* START *

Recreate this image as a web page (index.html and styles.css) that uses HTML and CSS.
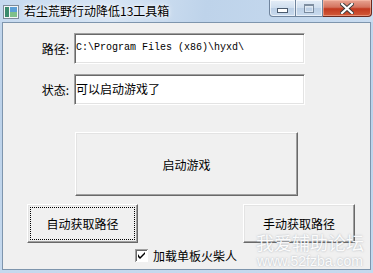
FILE: index.html
```html
<!DOCTYPE html>
<html lang="zh-CN">
<head>
	<meta charset="UTF-8">
	<title>若尘荒野行动降低13工具箱</title>
	<link rel="stylesheet" href="styles.css">
</head>
<body>
	<div id="win">
		<div id="titlebar">
			<svg class="app-icon" width="16" height="14" viewBox="0 0 16 14">
				<rect x="0.5" y="0.5" width="15" height="13" fill="#f4f6f8" stroke="#7d8b99"/>
				<rect x="2" y="2" width="4" height="10" fill="#3b8b6d"/>
				<rect x="7" y="2" width="7" height="10" fill="#5b9fd6"/>
				<rect x="7" y="7" width="7" height="5" fill="#7fc08a"/>
			</svg>
			<span class="title">若尘荒野行动降低13工具箱</span>
			<div class="caption-btns">
				<a class="cap cap-min" href="javascript:;"><i></i></a>
				<a class="cap cap-max" href="javascript:;"><i></i></a>
				<a class="cap cap-close" href="javascript:;">
					<svg width="14" height="11" viewBox="0 0 14 11">
						<path d="M2 1 L12 10 M12 1 L2 10" stroke="#3a3a3a" stroke-width="4" stroke-linecap="square"/>
						<path d="M2 1 L12 10 M12 1 L2 10" stroke="#fff" stroke-width="2.2" stroke-linecap="square"/>
					</svg>
				</a>
			</div>
		</div>
		<div id="client">
			<div class="fields">
				<div class="field">
					<span class="field-label">路径:</span>
					<div class="edit edit-path">C:\Program Files (x86)\hyxd\</div>
				</div>
				<div class="field">
					<span class="field-label">状态:</span>
					<div class="edit">可以启动游戏了</div>
				</div>
			</div>
			<button class="btn btn-start">启动游戏</button>
			<div class="btn-row">
				<button class="btn btn-small btn-focus">自动获取路径</button>
				<button class="btn btn-small">手动获取路径</button>
			</div>
			<label class="check-row">
				<svg class="check" width="13" height="13" viewBox="0 0 13 13">
					<rect x="0" y="0" width="13" height="13" fill="#a0a0a0"/>
					<rect x="1" y="1" width="11" height="11" fill="#696969"/>
					<rect x="1" y="12" width="12" height="1" fill="#fff"/>
					<rect x="12" y="1" width="1" height="12" fill="#fff"/>
					<rect x="2" y="2" width="10" height="10" fill="#fff"/>
					<path d="M3 5 L3 8 L5 10 L10 5 L10 3 L5 8 Z" fill="#000"/>
				</svg>
				<span>加载单板火柴人</span>
			</label>
		</div>
		<div class="watermark">
			<p class="wm-cn">我爱辅助论坛</p>
			<p class="wm-url">www.52fzba.com</p>
		</div>
	</div>
</body>
</html>
```

FILE: styles.css
```css
html, body{
	margin: 0;
	padding: 0;
}
body{
	width: 373px;
	height: 273px;
	overflow: hidden;
	font-family: "Noto Sans CJK SC", "Liberation Sans", sans-serif;
	font-size: 12px;
	color: #000;
}
#win{
	position: relative;
	display: flex;
	flex-direction: column;
	width: 373px;
	height: 273px;
	background: linear-gradient(to bottom, #c3d7ed 0%, #bcd2ea 40%, #c5d9ee 100%);
}

/* 标题栏 */
#titlebar{
	display: flex;
	align-items: flex-start;
	height: 22px;
	background: linear-gradient(100deg, #c5d9ef 0%, #d7e5f4 30%, #bed3ea 55%, #c9dcf0 100%);
}
.app-icon{
	margin: 5px 0 0 3px;
	flex: none;
}
.title{
	margin: 2px 0 0 5px;
	line-height: 18px;
	font-size: 12px;
	color: #000;
	text-shadow: 0 0 6px #fff, 0 0 3px #fff;
}
.caption-btns{
	display: flex;
	margin-left: auto;
	margin-right: 1px;
}
.cap{
	display: flex;
	align-items: center;
	justify-content: center;
	height: 17px;
	box-sizing: border-box;
	border: 1px solid #6f849d;
	border-top: 0;
	background: linear-gradient(to bottom, #e4edf7 0%, #cfdeee 50%, #bccfe5 51%, #c9dbee 100%);
	box-shadow: inset 0 0 0 1px rgba(255,255,255,.6);
}
.cap-min{
	width: 27px;
	border-radius: 0 0 0 4px;
}
.cap-max{
	width: 27px;
	border-left: 0;
}
.cap-close{
	width: 49px;
	border-left: 0;
	border-color: #6a2a20;
	border-radius: 0 0 4px 0;
	background: linear-gradient(to bottom, #e8a493 0%, #d4735e 45%, #c2391f 55%, #d25b3a 100%);
	box-shadow: inset 0 0 0 1px rgba(255,200,180,.5);
}
.cap-min i{
	display: block;
	width: 9px;
	height: 3px;
	margin-top: 5px;
	border: 1px solid #4b5b6e;
	background: #fff;
}
.cap-max i{
	display: block;
	width: 8px;
	height: 6px;
	border: 1px solid #5a6b7f;
	border-top-width: 2px;
	background: transparent;
	box-shadow: inset 0 0 0 1px #e8eef5;
	opacity: .7;
}

/* 客户区 */
#client{
	display: flex;
	flex-direction: column;
	flex: 1;
	margin: 0 2px 3px 2px;
	border: 1px solid #7e95ad;
	background: #f0f0f0;
	padding-top: 10px;
}
.fields{
	display: flex;
	flex-direction: column;
	gap: 10px;
}
.field{
	display: flex;
	align-items: center;
	height: 31px;
}
.field-label{
	width: 71px;
	box-sizing: border-box;
	padding-right: 5px;
	text-align: right;
	font-size: 12px;
	white-space: nowrap;
}
.edit{
	width: 231px;
	height: 31px;
	box-sizing: border-box;
	padding: 0 1px;
	border: 1px solid;
	border-color: #a0a0a0 #ffffff #ffffff #a0a0a0;
	box-shadow: inset 1px 1px 0 #696969, inset -1px -1px 0 #e3e3e3;
	background: #fff;
	line-height: 28px;
	font-size: 12px;
	white-space: nowrap;
	overflow: hidden;
}
.edit-path{
	font-family: "Liberation Mono", "DejaVu Sans Mono", monospace;
	font-size: 10px;
}

/* 按钮 */
.btn{
	display: block;
	box-sizing: border-box;
	padding: 0;
	border: 1px solid;
	border-color: #fff #696969 #696969 #fff;
	box-shadow: inset -1px -1px 0 #a0a0a0, inset 1px 1px 0 #e3e3e3;
	background: #f0f0f0;
	font-family: "Noto Sans CJK SC", "Liberation Sans", sans-serif;
	font-size: 12px;
	color: #000;
	cursor: pointer;
}
.btn-start{
	width: 223px;
	height: 64px;
	margin: 27px 0 0 72px;
}
.btn-row{
	display: flex;
	justify-content: space-between;
	margin-top: 8px;
	padding: 0 15px 0 24px;
}
.btn-small{
	width: 112px;
	height: 39px;
}
.btn-focus{
	width: 111px;
	outline: 1px dotted #000;
	outline-offset: -4px;
}

/* 复选框 */
.check-row{
	display: flex;
	align-items: center;
	gap: 5px;
	height: 13px;
	margin-top: 6px;
	padding-left: 132px;
	font-size: 12px;
}
.check{
	flex: none;
}

/* 水印 */
.watermark{
	position: absolute;
	right: 7px;
	bottom: 3px;
	width: 112px;
	text-align: center;
	color: rgba(255,255,255,.95);
	text-shadow: 0 0 2px rgba(110,120,135,.55);
	pointer-events: none;
}
.watermark p{
	margin: 0;
}
.wm-cn{
	font-size: 18px;
	line-height: 22px;
}
.wm-url{
	font-family: "Liberation Sans", Arial, sans-serif;
	font-size: 14px;
	line-height: 17px;
}
```
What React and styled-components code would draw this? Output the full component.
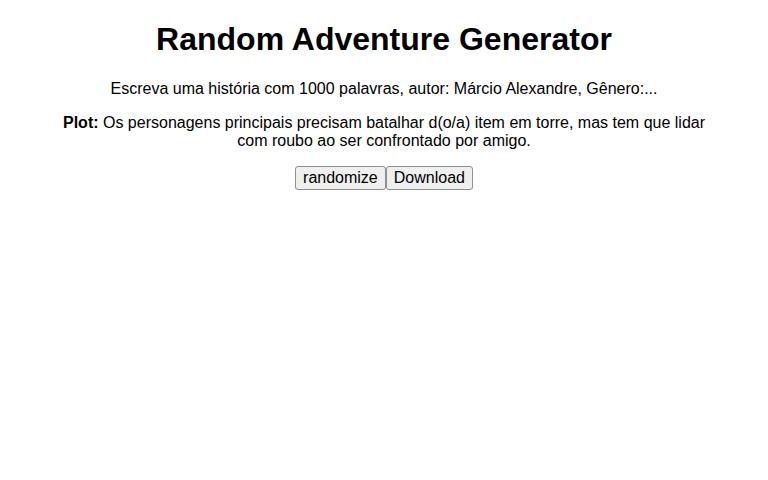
import styled, { createGlobalStyle } from "styled-components"

const Global = createGlobalStyle`
    body {
        margin: 0;
        font-family: "Liberation Sans", Arial, sans-serif;
        color: #000;
        background: #fff;
    }
`

const Page = styled.div`
    display: flex;
    flex-direction: column;
    align-items: center;
    text-align: center;
`

const Title = styled.h1`
    font-size: 32px;
    font-weight: bold;
    margin: 21.44px 0;
`

const Text = styled.p`
    max-width: 660px;
    font-size: 16px;
    margin: 0 0 16px;
`

const Buttons = styled.div`
    display: flex;
`

const Button = styled.button`
    font-family: "Liberation Sans", Arial, sans-serif;
    font-size: 16px;
    line-height: normal;
    color: #000;
    background: #efefef;
    border: 1px solid #8f8f8f;
    border-radius: 3px;
    padding: 2px 7px;
`

const App = () => {
    return (
        <Page>
            <Global />
            <Title>Random Adventure Generator</Title>
            <Text>Escreva uma história com 1000 palavras, autor: Márcio Alexandre, Gênero:...</Text>
            <Text>
                <b>Plot:</b> Os personagens principais precisam batalhar d(o/a) item em torre, mas tem que lidar com roubo ao ser confrontado por amigo.
            </Text>
            <Buttons>
                <Button>randomize</Button>
                <Button>Download</Button>
            </Buttons>
        </Page>
    )
}

export default App
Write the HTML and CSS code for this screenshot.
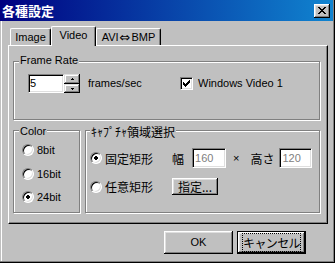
FILE: index.html
```html
<!DOCTYPE html>
<html lang="ja">
<head>
<meta charset="utf-8">
<title>各種設定</title>
<link rel="stylesheet" href="styles.css">
</head>
<body>
<div class="window">
  <div class="titlebar">
    <span class="title">各種設定</span>
    <span class="close"><svg width="8" height="7" viewBox="0 0 8 7" shape-rendering="crispEdges"><path d="M0 0h2v1H0zM6 0h2v1H6zM1 1h2v1H1zM5 1h2v1H5zM2 2h4v1H2zM3 3h2v1H3zM2 4h4v1H2zM1 5h2v1H1zM5 5h2v1H5zM0 6h2v1H0zM6 6h2v1H6z"/></svg></span>
  </div>
  <div class="tabs">
    <div class="tab t-image">Image</div>
    <div class="tab t-video">Video</div>
    <div class="tab t-avi">AVI<span class="arrow">⇔</span>BMP</div>
  </div>
  <div class="panel">
    <div class="group g-frame">
      <div class="legend lg-frame">Frame Rate</div>
      <div class="frame-row">
        <div class="edit e-fps">5</div>
        <div class="spin">
          <div class="spin-btn up"><svg width="3" height="2" viewBox="0 0 3 2" shape-rendering="crispEdges"><path d="M1 0h1v1H1zM0 1h3v1H0z"/></svg></div>
          <div class="spin-btn down"><svg width="3" height="2" viewBox="0 0 3 2" shape-rendering="crispEdges"><path d="M0 0h3v1H0zM1 1h1v1H1z"/></svg></div>
        </div>
        <span class="fps-label">frames/sec</span>
        <span class="check"><svg width="7" height="7" viewBox="0 0 7 7" shape-rendering="crispEdges"><path d="M6 0h1v1H6zM5 1h2v1H5zM0 2h1v1H0zM4 2h3v1H4zM0 3h2v1H0zM3 3h3v1H3zM0 4h5v1H0zM1 5h3v1H1zM2 6h1v1H2z"/></svg></span>
        <span class="check-label">Windows Video 1</span>
      </div>
    </div>
    <div class="row2">
      <div class="group g-color">
        <div class="legend lg-small">Color</div>
        <div class="radio-row rr1"><span class="radio"></span><span>8bit</span></div>
        <div class="radio-row rr2"><span class="radio"></span><span>16bit</span></div>
        <div class="radio-row rr3"><span class="radio"><svg class="dot" width="4" height="4" viewBox="0 0 4 4" shape-rendering="crispEdges"><path d="M1 0h2v1h1v2H3v1H1V3H0V1h1z"/></svg></span><span>24bit</span></div>
      </div>
      <div class="group g-cap">
        <div class="legend lg-small lg-cap jp">ｷｬﾌﾟﾁｬ領域選択</div>
        <div class="cap-row cr1">
          <div class="cap-opt"><span class="radio"><svg class="dot" width="4" height="4" viewBox="0 0 4 4" shape-rendering="crispEdges"><path d="M1 0h2v1h1v2H3v1H1V3H0V1h1z"/></svg></span><span class="jp">固定矩形</span></div>
          <span class="jp">幅</span>
          <div class="edit dis e-w">160</div>
          <span class="times">×</span>
          <span class="jp lbl-h">高さ</span>
          <div class="edit dis e-h">120</div>
        </div>
        <div class="cap-row cr2">
          <div class="cap-opt"><span class="radio"></span><span class="jp">任意矩形</span></div>
          <div class="btn b-spec jp">指定...</div>
        </div>
      </div>
    </div>
  </div>
  <div class="buttons">
    <div class="btn main">OK</div>
    <div class="btn main default"><span class="focus jp">キャンセル</span></div>
  </div>
</div>
</body>
</html>
```

FILE: styles.css
```css
* { box-sizing: border-box; }
html, body { margin: 0; padding: 0; }
body {
  width: 335px;
  height: 263px;
  overflow: hidden;
  background: #c0c0c0;
  color: #000;
  font-family: "Liberation Sans", Arial, "Noto Sans CJK JP", sans-serif;
  font-size: 11px;
  line-height: 13px;
}
.jp {
  font-family: "Noto Sans CJK JP", sans-serif;
  font-size: 12px;
}
.window {
  width: 335px;
  height: 263px;
  border-right: 1px solid #000;
  border-bottom: 1px solid #000;
  box-shadow: inset -1px -1px 0 #808080, inset 1px 0 0 #c0c0c0, inset 2px 0 0 #fff;
}
.titlebar {
  width: 333px;
  height: 21px;
  background: linear-gradient(90deg, #000080, #1084d0);
  display: flex;
  align-items: center;
  justify-content: space-between;
  padding: 0 3px 0 2px;
}
.title {
  color: #fff;
  font-family: "Noto Sans CJK JP", sans-serif;
  font-weight: bold;
  font-size: 13px;
  line-height: 15px;
}
.close {
  width: 16px;
  height: 14px;
  margin-top: 1px;
  background: #c0c0c0;
  box-shadow: inset -1px -1px 0 #000, inset 1px 1px 0 #fff, inset -2px -2px 0 #808080, inset 2px 2px 0 #dfdfdf;
  display: flex;
  align-items: center;
  justify-content: center;
  padding-bottom: 1px;
}
.close svg { display: block; }

.tabs {
  display: flex;
  align-items: flex-end;
  height: 19px;
  margin-top: 5px;
  padding-left: 10px;
}
.tab {
  height: 17px;
  border-top: 1px solid #fff;
  border-left: 1px solid #fff;
  border-right: 1px solid #000;
  border-radius: 2px 2px 0 0;
  box-shadow: inset -1px 0 0 #808080;
  display: flex;
  align-items: center;
  justify-content: center;
  background: #c0c0c0;
}
.t-image { width: 41px; }
.t-video {
  width: 45px;
  height: 20px;
  margin-bottom: -1px;
  padding-bottom: 2px;
  position: relative;
  z-index: 1;
}
.t-avi { width: 65px; }
.arrow {
  font-family: "DejaVu Sans", sans-serif;
  font-size: 13px;
  line-height: 13px;
  margin: 0 1px;
}

.panel {
  margin-left: 8px;
  width: 320px;
  height: 179px;
  border-top: 1px solid #fff;
  border-left: 1px solid #fff;
  border-right: 1px solid #000;
  border-bottom: 1px solid #000;
  box-shadow: inset -1px -1px 0 #808080;
  padding: 15px 0 0 4px;
}
.group {
  border: 1px solid #808080;
  box-shadow: 1px 1px 0 #fff, inset 1px 1px 0 #fff;
}
.legend {
  width: max-content;
  height: 13px;
  line-height: 13px;
  background: #c0c0c0;
  padding: 0 1px;
  margin: -8px 0 0 5px;
}
.lg-small { margin-top: -6px; }
.lg-cap { margin-left: 4px; }

.g-frame { width: 307px; height: 59px; }
.frame-row {
  display: flex;
  align-items: center;
  height: 19px;
  margin: 7px 0 0 14px;
}
.edit {
  background: #fff;
  border: 1px solid;
  border-color: #808080 #fff #fff #808080;
  box-shadow: inset 1px 1px 0 #000, inset -1px -1px 0 #dfdfdf;
  display: flex;
  align-items: center;
  padding-left: 2px;
}
.e-fps { width: 36px; height: 19px; padding-left: 1px; }
.spin {
  width: 16px;
  height: 19px;
  display: flex;
  flex-direction: column;
}
.spin-btn {
  background: #c0c0c0;
  box-shadow: inset -1px -1px 0 #000, inset 1px 1px 0 #dfdfdf, inset -2px -2px 0 #808080, inset 2px 2px 0 #fff;
  display: flex;
  align-items: center;
  justify-content: center;
}
.spin-btn svg { display: block; }
.spin-btn.up { height: 10px; }
.spin-btn.down { height: 9px; }
.fps-label { margin-left: 8px; width: 92px; }
.check {
  width: 13px;
  height: 13px;
  background: #fff;
  border: 1px solid;
  border-color: #808080 #fff #fff #808080;
  box-shadow: inset 1px 1px 0 #000, inset -1px -1px 0 #dfdfdf;
  display: flex;
  align-items: center;
  justify-content: center;
}
.check svg { display: block; }
.check-label { margin-left: 5px; }

.row2 {
  display: flex;
  gap: 5px;
  margin-top: 10px;
}
.g-color { width: 67px; height: 83px; }
.g-cap { width: 235px; height: 83px; }

.radio-row {
  display: flex;
  align-items: center;
  height: 16px;
  margin-left: 8px;
}
.rr1 { margin-top: 4px; }
.rr2 { margin-top: 8px; }
.rr3 { margin-top: 7px; }
.radio {
  width: 12px;
  height: 12px;
  flex: none;
  border-radius: 50%;
  background: #fff;
  border: 1px solid;
  border-color: #808080 #fff #fff #808080;
  box-shadow: inset 1px 1px 0 #000, inset -1px -1px 0 #dfdfdf;
  margin-right: 3px;
  display: flex;
  align-items: center;
  justify-content: center;
}
.dot { display: block; }

.cap-row {
  display: flex;
  align-items: center;
  margin-left: 4px;
}
.cr1 { height: 20px; margin-top: 10px; }
.cr2 { height: 17px; margin-top: 10px; }
.cap-opt {
  width: 82px;
  display: flex;
  align-items: center;
}
.e-w { width: 34px; height: 20px; margin-left: 8px; color: #808080; }
.times { margin-left: 7px; }
.lbl-h { margin-left: 11px; }
.e-h { width: 33px; height: 20px; margin-left: 5px; color: #808080; }

.btn {
  background: #c0c0c0;
  box-shadow: inset -1px -1px 0 #000, inset 1px 1px 0 #fff, inset -2px -2px 0 #808080, inset 2px 2px 0 #dfdfdf;
  display: flex;
  align-items: center;
  justify-content: center;
}
.b-spec { width: 46px; height: 17px; }

.buttons {
  display: flex;
  justify-content: flex-end;
  gap: 4px;
  margin-top: 7px;
  padding-right: 28px;
}
.main { width: 69px; height: 23px; }
.default { border: 1px solid #000; }
.focus {
  width: 59px;
  height: 19px;
  border: 1px dotted #000;
  display: flex;
  align-items: center;
  justify-content: center;
  letter-spacing: -0.6px;
  line-height: 15px;
}
```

* END *

Across the entries, how many lines hold the word "styled"? Say only the number.

> RESULT FOR THIS EXERCISE:
7